Friction loss tends to increase over time, but proactive maintenance can flatten that curve. Periodic flushing helps remove sediments that roughen PVC. UV protection eases long-term degradation, especially for exposed irrigation mains. Where high-velocity slurries are present, consider inserting sacrificial liners or using CPVC with better abrasion resistance. When pumps cycle frequently, water hammer can erode fittings, so adding surge arrestors or adjusting start ramp rates extends pipe life and maintains the designed C-factor.

• Inspect transitions and reducers annually to ensure solvent weld lips have not intruded.
• Use strainers upstream of sensitive emitters; clogged emitters reduce flow in branches, raising velocity elsewhere.
• Record flow and pressure data monthly to compare against calculator predictions and spot deviations early.

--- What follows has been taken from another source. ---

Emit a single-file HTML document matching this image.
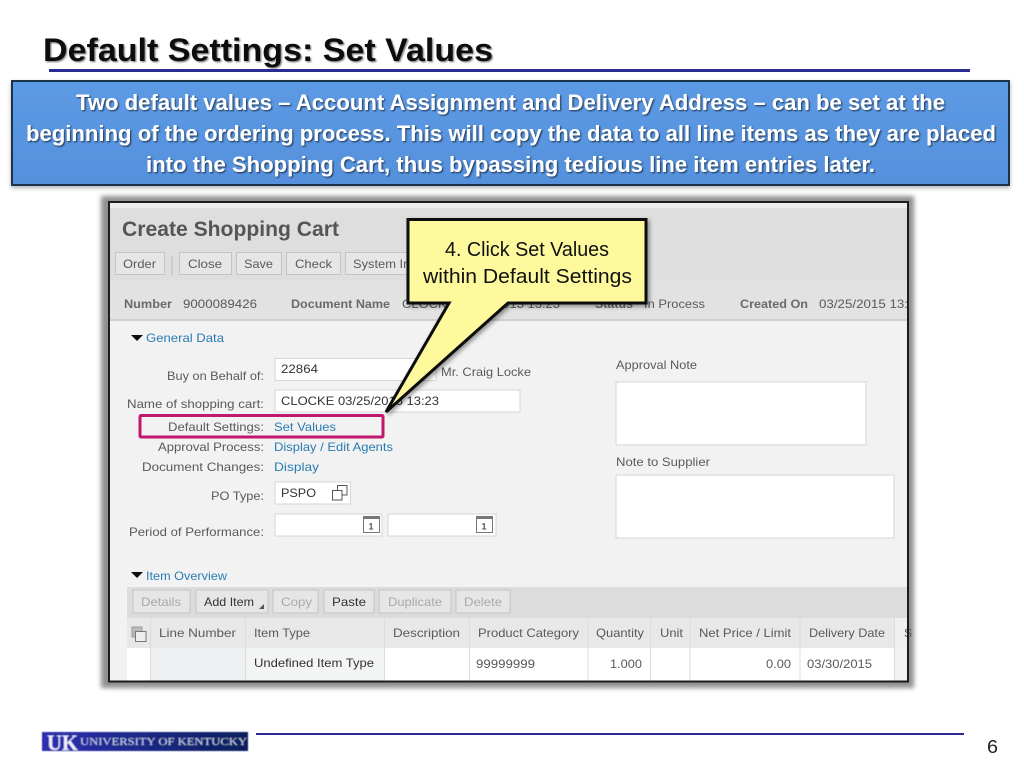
<!DOCTYPE html>
<html>
<head>
<meta charset="utf-8">
<style>
html,body{margin:0;padding:0;background:#fff;width:1024px;height:768px;overflow:hidden}
svg{display:block}
text{font-family:"Liberation Sans",sans-serif;white-space:pre}
.s{font-size:12px;fill:#5a5a5a}
.b{font-weight:bold;font-size:12px;fill:#6a6a6a}
.l{font-size:12px;fill:#2b7cb0}
.d{font-size:12px;fill:#333}
.g{font-size:12px;fill:#aaa}
.w{font-weight:bold;font-size:22px;fill:#fff}
.c{font-size:20px;fill:#111}
.btn{fill:#e6e6e6;stroke:#c4c4c4;stroke-width:1}
.inp{fill:#fff;stroke:#d6d6d6;stroke-width:1}
</style>
</head>
<body>
<svg width="1024" height="768" viewBox="0 0 1024 768" xmlns="http://www.w3.org/2000/svg">
<defs>
<linearGradient id="blue" x1="0" y1="0" x2="0" y2="1"><stop offset="0" stop-color="#5c9ae4"/><stop offset="1" stop-color="#5690dc"/></linearGradient>
<linearGradient id="uk" x1="0" y1="0" x2="1" y2="0"><stop offset="0" stop-color="#2f2fb0"/><stop offset=".45" stop-color="#1c2a8a"/><stop offset="1" stop-color="#0a1f5c"/></linearGradient>
<filter id="ts" x="-5%" y="-30%" width="110%" height="160%"><feDropShadow dx="1.2" dy="1.2" stdDeviation="0.9" flood-color="#000" flood-opacity=".6"/></filter>
<filter id="ts2" x="-5%" y="-30%" width="110%" height="160%"><feDropShadow dx="1.2" dy="1.2" stdDeviation="0.8" flood-color="#666" flood-opacity=".8"/></filter>
<filter id="box" x="-3%" y="-10%" width="106%" height="125%"><feDropShadow dx="0" dy="2" stdDeviation="2" flood-color="#000" flood-opacity=".3"/></filter>
<filter id="frame" x="-3%" y="-3%" width="106%" height="106%"><feGaussianBlur stdDeviation="2.500"/></filter>
<filter id="co" x="-10%" y="-10%" width="125%" height="125%"><feDropShadow dx="2" dy="2" stdDeviation="2" flood-color="#000" flood-opacity=".4"/></filter>
<filter id="soft"><feGaussianBlur stdDeviation="0.35"/></filter>
<filter id="soft2"><feGaussianBlur stdDeviation="0.5"/></filter>
</defs>

<text x="43" y="61" textLength="450" lengthAdjust="spacingAndGlyphs" font-size="32" font-weight="bold" fill="#0a0a0a" filter="url(#ts2)">Default Settings: Set Values</text>
<rect x="49" y="69" width="921" height="3" fill="#2a2a92"/>

<rect x="12" y="81" width="997" height="104" fill="url(#blue)" stroke="#1c3048" stroke-width="2" filter="url(#box)"/>
<text class="w" x="76" y="110" textLength="869" lengthAdjust="spacingAndGlyphs" filter="url(#ts)">Two default values – Account Assignment and Delivery Address – can be set at the</text>
<text class="w" x="26" y="141" textLength="970" lengthAdjust="spacingAndGlyphs" filter="url(#ts)">beginning of the ordering process. This will copy the data to all line items as they are placed</text>
<text class="w" x="146" y="172" textLength="729" lengthAdjust="spacingAndGlyphs" filter="url(#ts)">into the Shopping Cart, thus bypassing tedious line item entries later.</text>

<rect x="101" y="196" width="813" height="492" fill="#909090" filter="url(#frame)"/>
<rect x="109" y="202" width="799" height="479" fill="#f2f2f2"/>

<g filter="url(#soft)">
<rect x="110" y="203" width="797" height="10" fill="#ececec"/>
<rect x="110" y="208" width="797" height="112" fill="#dedede"/>
<rect x="110" y="280" width="797" height="40" fill="#e2e2e2"/>
<rect x="110" y="319" width="797" height="2" fill="#cfcfcf"/>

<text x="122" y="236" textLength="217" lengthAdjust="spacingAndGlyphs" font-size="21" font-weight="bold" fill="#555">Create Shopping Cart</text>

<rect class="btn" x="115.500" y="252.500" width="49" height="22"/>
<rect x="171" y="256" width="2" height="20" fill="#cdcdcd"/>
<rect class="btn" x="179.500" y="252.500" width="52" height="22"/>
<rect class="btn" x="236.500" y="252.500" width="45" height="22"/>
<rect class="btn" x="286.500" y="252.500" width="54" height="22"/>
<rect class="btn" x="345.500" y="252.500" width="70" height="22"/>
<text class="s" x="123" y="268" textLength="33" lengthAdjust="spacingAndGlyphs">Order</text>
<text class="s" x="188" y="268" textLength="34" lengthAdjust="spacingAndGlyphs">Close</text>
<text class="s" x="244" y="268" textLength="29" lengthAdjust="spacingAndGlyphs">Save</text>
<text class="s" x="295" y="268" textLength="37" lengthAdjust="spacingAndGlyphs">Check</text>
<text class="s" x="353" y="268" textLength="68" lengthAdjust="spacingAndGlyphs">System Info</text>

<text class="b" x="124" y="308" textLength="48" lengthAdjust="spacingAndGlyphs">Number</text>
<text class="s" x="183" y="308" textLength="74" lengthAdjust="spacingAndGlyphs">9000089426</text>
<text class="b" x="291" y="308" textLength="99" lengthAdjust="spacingAndGlyphs">Document Name</text>
<text class="s" x="402" y="308" textLength="158" lengthAdjust="spacingAndGlyphs">CLOCKE 03/25/2015 13:23</text>
<text class="b" x="595" y="308" textLength="38" lengthAdjust="spacingAndGlyphs">Status</text>
<text class="s" x="644" y="308" textLength="61" lengthAdjust="spacingAndGlyphs">In Process</text>
<text class="b" x="740" y="308" textLength="68" lengthAdjust="spacingAndGlyphs">Created On</text>
<text class="s" x="819" y="308" textLength="89" lengthAdjust="spacingAndGlyphs">03/25/2015 13:</text>

<path d="M131 335h12l-6 6z" fill="#111"/>
<text class="l" x="146" y="342" textLength="78" lengthAdjust="spacingAndGlyphs">General Data</text>

<text class="s" x="167" y="380" textLength="97" lengthAdjust="spacingAndGlyphs">Buy on Behalf of:</text>
<rect class="inp" x="275" y="358.500" width="161" height="22"/>
<text class="d" x="281" y="373" textLength="37" lengthAdjust="spacingAndGlyphs">22864</text>
<text class="s" x="441" y="376" textLength="90" lengthAdjust="spacingAndGlyphs">Mr. Craig Locke</text>

<text class="s" x="127" y="408" textLength="137" lengthAdjust="spacingAndGlyphs">Name of shopping cart:</text>
<rect class="inp" x="275" y="390" width="245" height="22"/>
<text class="d" x="281" y="405" textLength="158" lengthAdjust="spacingAndGlyphs">CLOCKE 03/25/2015 13:23</text>

<text class="s" x="168" y="431" textLength="96" lengthAdjust="spacingAndGlyphs">Default Settings:</text>
<text class="l" x="274" y="431" textLength="62" lengthAdjust="spacingAndGlyphs">Set Values</text>
<text class="s" x="158" y="451" textLength="106" lengthAdjust="spacingAndGlyphs">Approval Process:</text>
<text class="l" x="274" y="451" textLength="119" lengthAdjust="spacingAndGlyphs">Display / Edit Agents</text>
<text class="s" x="142" y="471" textLength="122" lengthAdjust="spacingAndGlyphs">Document Changes:</text>
<text class="l" x="274" y="471" textLength="45" lengthAdjust="spacingAndGlyphs">Display</text>

<text class="s" x="211" y="500" textLength="53" lengthAdjust="spacingAndGlyphs">PO Type:</text>
<rect class="inp" x="275" y="482" width="75.500" height="22"/>
<text class="d" x="281" y="497" textLength="35" lengthAdjust="spacingAndGlyphs">PSPO</text>
<path d="M337.500 490v-4.500h9.500v9.500h-5M332.500 490.500h9.500v9.500h-9.500z" fill="none" stroke="#555" stroke-width="1"/>

<text class="s" x="129" y="536" textLength="135" lengthAdjust="spacingAndGlyphs">Period of Performance:</text>
<rect class="inp" x="275" y="514" width="107" height="22"/>
<rect class="inp" x="388" y="514" width="108" height="22"/>
<rect x="363.500" y="516.500" width="16" height="16" fill="#fff" stroke="#777"/><rect x="363.500" y="516.500" width="16" height="2.500" fill="#777"/><text x="368.500" y="529.500" font-size="9" font-weight="bold" fill="#555">1</text>
<rect x="476.500" y="516.500" width="16" height="16" fill="#fff" stroke="#777"/><rect x="476.500" y="516.500" width="16" height="2.500" fill="#777"/><text x="481.500" y="529.500" font-size="9" font-weight="bold" fill="#555">1</text>

<text class="s" x="616" y="369" textLength="81" lengthAdjust="spacingAndGlyphs">Approval Note</text>
<rect class="inp" x="616" y="382" width="250" height="63"/>
<text class="s" x="616" y="466" textLength="94" lengthAdjust="spacingAndGlyphs">Note to Supplier</text>
<rect class="inp" x="616" y="475" width="278" height="63"/>

<path d="M131 572h12l-6 6z" fill="#111"/>
<text class="l" x="146" y="580" textLength="81" lengthAdjust="spacingAndGlyphs">Item Overview</text>

<rect x="127" y="587" width="780" height="31" fill="#dcdcdc"/>
<rect class="btn" x="133" y="590" width="57" height="23"/>
<rect class="btn" x="196" y="590" width="72" height="23"/>
<rect class="btn" x="273" y="590" width="45" height="23"/>
<rect class="btn" x="324" y="590" width="50" height="23"/>
<rect class="btn" x="379" y="590" width="72" height="23"/>
<rect class="btn" x="456" y="590" width="54" height="23"/>
<text class="g" x="141" y="606" textLength="40" lengthAdjust="spacingAndGlyphs">Details</text>
<text class="d" x="204" y="606" textLength="50" lengthAdjust="spacingAndGlyphs">Add Item</text>
<path d="M264 604v5h-5z" fill="#555"/>
<text class="g" x="281" y="606" textLength="31" lengthAdjust="spacingAndGlyphs">Copy</text>
<text class="d" x="332" y="606" textLength="34" lengthAdjust="spacingAndGlyphs">Paste</text>
<text class="g" x="388" y="606" textLength="54" lengthAdjust="spacingAndGlyphs">Duplicate</text>
<text class="g" x="464" y="606" textLength="38" lengthAdjust="spacingAndGlyphs">Delete</text>

<rect x="127" y="618" width="768" height="30" fill="#e8e8e8"/>
<rect x="895" y="618" width="12" height="30" fill="#f0f0f0"/>
<rect x="127" y="648" width="768" height="33" fill="#fff"/>
<rect x="150" y="648" width="95" height="33" fill="#eef0f2"/>
<rect x="245" y="648" width="139" height="33" fill="#f3f4f4"/>
<path d="M150.500 618V681M245.500 618V681M384.500 618V681M469.500 618V681M588 618V681M650.500 618V681M690 618V681M800 618V681M894.500 618V681" stroke="#dcdcdc" fill="none"/>
<rect x="132" y="627" width="10" height="10" fill="#bbb" stroke="#999"/>
<rect x="135.500" y="631.500" width="10.500" height="10" fill="#eee" stroke="#777"/>
<text class="s" x="159" y="637" textLength="77" lengthAdjust="spacingAndGlyphs">Line Number</text>
<text class="s" x="254" y="637" textLength="56" lengthAdjust="spacingAndGlyphs">Item Type</text>
<text class="s" x="393" y="637" textLength="67" lengthAdjust="spacingAndGlyphs">Description</text>
<text class="s" x="478" y="637" textLength="101" lengthAdjust="spacingAndGlyphs">Product Category</text>
<text class="s" x="596" y="637" textLength="48" lengthAdjust="spacingAndGlyphs">Quantity</text>
<text class="s" x="660" y="637" textLength="23" lengthAdjust="spacingAndGlyphs">Unit</text>
<text class="s" x="699" y="637" textLength="92" lengthAdjust="spacingAndGlyphs">Net Price / Limit</text>
<text class="s" x="809" y="637" textLength="76" lengthAdjust="spacingAndGlyphs">Delivery Date</text>
<text class="s" x="904" y="637">S</text>
<text class="d" x="254" y="667" textLength="120" lengthAdjust="spacingAndGlyphs">Undefined Item Type</text>
<text class="s" x="476" y="668" textLength="59" lengthAdjust="spacingAndGlyphs">99999999</text>
<text class="s" x="610" y="668" textLength="32" lengthAdjust="spacingAndGlyphs">1.000</text>
<text class="s" x="766" y="668" textLength="25" lengthAdjust="spacingAndGlyphs">0.00</text>
<text class="s" x="807" y="668" textLength="65" lengthAdjust="spacingAndGlyphs">03/30/2015</text>
</g>

<rect x="109" y="202" width="799" height="479.500" fill="none" stroke="#1c1c1c" stroke-width="2"/>

<rect x="140" y="415.500" width="243" height="21.500" rx="1" fill="none" stroke="#c1176f" stroke-width="3"/>

<path d="M408 219.500H646V303H508L386 412L449 303H408Z" fill="#fdf99c" stroke="#0a0a0a" stroke-width="3" stroke-linejoin="miter" filter="url(#co)"/>
<text class="c" x="445" y="256" textLength="164" lengthAdjust="spacingAndGlyphs">4. Click Set Values</text>
<text class="c" x="423" y="283" textLength="209" lengthAdjust="spacingAndGlyphs">within Default Settings</text>

<g filter="url(#soft2)">
<rect x="42" y="732" width="206" height="19" fill="url(#uk)"/>
<text x="47" y="750" textLength="31" lengthAdjust="spacingAndGlyphs" font-size="22" font-weight="bold" fill="#eef" style="font-family:'Liberation Serif',serif">UK</text>
<text x="80" y="745" textLength="167" lengthAdjust="spacingAndGlyphs" font-size="11" fill="#c8d2e8" style="font-family:'Liberation Serif',serif">UNIVERSITY OF KENTUCKY</text>
</g>
<rect x="256" y="733" width="708" height="2" fill="#2a2a92"/>
<text x="987" y="753" textLength="11" lengthAdjust="spacingAndGlyphs" font-size="18" fill="#222">6</text>
</svg>
</body>
</html>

Even if your facility uses automated SCADA, keep a manual record. Historical friction trends support capital planning, letting you justify pipe replacements before catastrophic failure. They also assist with regulatory reporting, as agencies often require proof that distribution systems maintain required residual pressures.

Bringing It All Together

By using the friction loss calculator, you tie theoretical hydraulics to tangible design decisions. Begin with accurate geometry, choose realistic C-factors, respect recommended velocities, and validate results with authoritative references. When you present a design package, include calculator outputs, chart screenshots, and citations to organizations like USGS or the Department of Energy to reinforce credibility. Continuous learning—through field data, academic research, and modern software—keeps your PVC installations efficient, reliable, and compliant for decades.